14. The antenna system for a vehicle of claim 12, wherein the flexible printed circuit board affixed to the glass surface of the vehicle with an adhesive and is etched on a surface of the flexible printed circuit board that is affixed to the glass surface with the adhesive.

15. The antenna system for a vehicle of claim 12, wherein the telematics control unit is grounded to the metal surface via one or more metal fasteners.

16. The antenna system for a vehicle of claim 12, wherein the antenna trace is configured for one or more of cellular, Wi-Fi, or global navigation satellite system (GNSS) signals.

17. An antenna system for a vehicle with a glass roof, comprising:

a telematics control unit comprising a rigid printed circuit board, the telematics control unit affixed to a metal surface adjacent to the glass roof;

a flexible printed circuit board having an antenna trace etched thereon;

wherein the flexible printed circuit board is coupled to the rigid printed circuit board and the flexible printed circuit board is affixed to an inner surface of the glass roof with an adhesive.

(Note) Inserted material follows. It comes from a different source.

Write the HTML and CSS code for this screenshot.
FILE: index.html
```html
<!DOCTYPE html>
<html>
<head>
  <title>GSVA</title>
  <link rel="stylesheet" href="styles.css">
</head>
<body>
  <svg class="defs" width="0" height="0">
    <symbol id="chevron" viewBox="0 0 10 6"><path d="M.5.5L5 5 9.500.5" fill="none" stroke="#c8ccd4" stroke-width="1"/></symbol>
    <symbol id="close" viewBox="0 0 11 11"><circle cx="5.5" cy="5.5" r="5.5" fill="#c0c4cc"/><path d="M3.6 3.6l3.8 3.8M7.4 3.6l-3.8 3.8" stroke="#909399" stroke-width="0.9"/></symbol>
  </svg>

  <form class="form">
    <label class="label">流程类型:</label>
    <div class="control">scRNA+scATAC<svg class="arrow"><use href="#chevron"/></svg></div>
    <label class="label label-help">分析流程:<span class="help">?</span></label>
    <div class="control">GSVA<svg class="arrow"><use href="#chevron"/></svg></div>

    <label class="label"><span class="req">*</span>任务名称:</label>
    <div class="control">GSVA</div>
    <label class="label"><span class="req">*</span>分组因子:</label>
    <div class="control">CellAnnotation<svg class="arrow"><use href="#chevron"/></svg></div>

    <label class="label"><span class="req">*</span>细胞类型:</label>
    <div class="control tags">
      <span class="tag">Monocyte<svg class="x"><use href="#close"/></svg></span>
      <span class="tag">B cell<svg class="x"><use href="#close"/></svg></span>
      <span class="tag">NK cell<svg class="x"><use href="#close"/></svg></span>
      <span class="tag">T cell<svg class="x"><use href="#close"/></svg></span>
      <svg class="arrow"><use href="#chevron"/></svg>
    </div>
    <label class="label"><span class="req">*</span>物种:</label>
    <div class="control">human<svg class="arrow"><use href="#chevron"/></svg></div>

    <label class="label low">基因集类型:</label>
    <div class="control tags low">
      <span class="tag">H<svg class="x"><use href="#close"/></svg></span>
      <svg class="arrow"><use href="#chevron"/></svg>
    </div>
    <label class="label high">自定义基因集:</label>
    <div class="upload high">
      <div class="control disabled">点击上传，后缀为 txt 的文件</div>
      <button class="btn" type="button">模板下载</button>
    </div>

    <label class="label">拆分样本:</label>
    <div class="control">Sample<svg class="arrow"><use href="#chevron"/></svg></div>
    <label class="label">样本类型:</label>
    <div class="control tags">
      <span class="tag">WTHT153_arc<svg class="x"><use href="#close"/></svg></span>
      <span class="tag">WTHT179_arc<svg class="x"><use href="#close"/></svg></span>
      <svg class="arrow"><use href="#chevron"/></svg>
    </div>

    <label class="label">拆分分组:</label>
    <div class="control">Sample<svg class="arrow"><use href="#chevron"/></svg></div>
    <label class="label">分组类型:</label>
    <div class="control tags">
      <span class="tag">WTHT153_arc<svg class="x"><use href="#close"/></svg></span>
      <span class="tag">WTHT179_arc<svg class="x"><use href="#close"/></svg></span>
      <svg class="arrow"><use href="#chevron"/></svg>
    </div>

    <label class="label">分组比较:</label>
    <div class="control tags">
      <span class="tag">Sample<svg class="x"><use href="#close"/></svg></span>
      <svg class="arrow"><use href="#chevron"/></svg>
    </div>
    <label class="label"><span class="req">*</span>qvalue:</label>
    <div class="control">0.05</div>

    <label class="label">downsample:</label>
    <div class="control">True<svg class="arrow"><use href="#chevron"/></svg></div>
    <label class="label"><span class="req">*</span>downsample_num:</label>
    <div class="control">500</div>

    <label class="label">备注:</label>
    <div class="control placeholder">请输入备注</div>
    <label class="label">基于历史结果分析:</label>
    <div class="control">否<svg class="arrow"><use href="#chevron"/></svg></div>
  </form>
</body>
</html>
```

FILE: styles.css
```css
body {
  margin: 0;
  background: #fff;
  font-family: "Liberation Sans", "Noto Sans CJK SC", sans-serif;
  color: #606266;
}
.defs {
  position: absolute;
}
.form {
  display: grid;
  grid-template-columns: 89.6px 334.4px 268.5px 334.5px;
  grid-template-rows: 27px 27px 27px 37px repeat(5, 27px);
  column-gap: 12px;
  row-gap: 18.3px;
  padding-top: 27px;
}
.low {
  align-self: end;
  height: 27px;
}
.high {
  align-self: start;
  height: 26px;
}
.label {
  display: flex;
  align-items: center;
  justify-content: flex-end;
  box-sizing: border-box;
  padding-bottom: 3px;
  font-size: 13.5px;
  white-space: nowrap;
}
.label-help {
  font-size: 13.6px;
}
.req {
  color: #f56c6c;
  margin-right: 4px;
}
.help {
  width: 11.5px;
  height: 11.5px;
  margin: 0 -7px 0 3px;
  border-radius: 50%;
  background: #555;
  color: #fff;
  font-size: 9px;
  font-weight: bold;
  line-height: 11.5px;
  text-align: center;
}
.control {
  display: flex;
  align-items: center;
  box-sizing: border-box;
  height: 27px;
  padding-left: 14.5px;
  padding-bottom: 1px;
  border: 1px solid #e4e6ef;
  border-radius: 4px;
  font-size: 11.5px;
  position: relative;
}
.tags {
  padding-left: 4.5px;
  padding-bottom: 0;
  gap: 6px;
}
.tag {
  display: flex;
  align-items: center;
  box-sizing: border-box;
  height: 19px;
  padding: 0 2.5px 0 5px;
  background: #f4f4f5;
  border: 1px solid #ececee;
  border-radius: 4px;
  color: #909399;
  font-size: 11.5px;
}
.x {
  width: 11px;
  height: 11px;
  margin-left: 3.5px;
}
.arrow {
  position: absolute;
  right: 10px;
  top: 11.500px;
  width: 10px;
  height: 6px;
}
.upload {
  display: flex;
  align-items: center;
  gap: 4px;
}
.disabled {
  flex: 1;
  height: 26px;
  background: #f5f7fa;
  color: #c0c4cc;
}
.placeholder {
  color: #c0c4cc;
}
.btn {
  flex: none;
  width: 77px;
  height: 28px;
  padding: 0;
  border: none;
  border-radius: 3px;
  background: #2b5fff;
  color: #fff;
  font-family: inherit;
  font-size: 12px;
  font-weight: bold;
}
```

18. The antenna system for a vehicle with a glass roof of claim 17, wherein the metal surface abuts the glass roof at an interface; wherein telematics control unit is positioned on the metal surface adjacent to the interface; and wherein the flexible printed circuit board is positioned on the glass roof adjacent to the interface.

19. The antenna system for a vehicle with a glass roof of claim 17, wherein the telematics control unit is grounded to the metal surface via one or more metal fasteners.

20. The antenna system for a vehicle with a glass roof of claim 17, wherein the antenna trace is configured for one or more of cellular, Wi-Fi, or global navigation satellite system (GNSS) signals.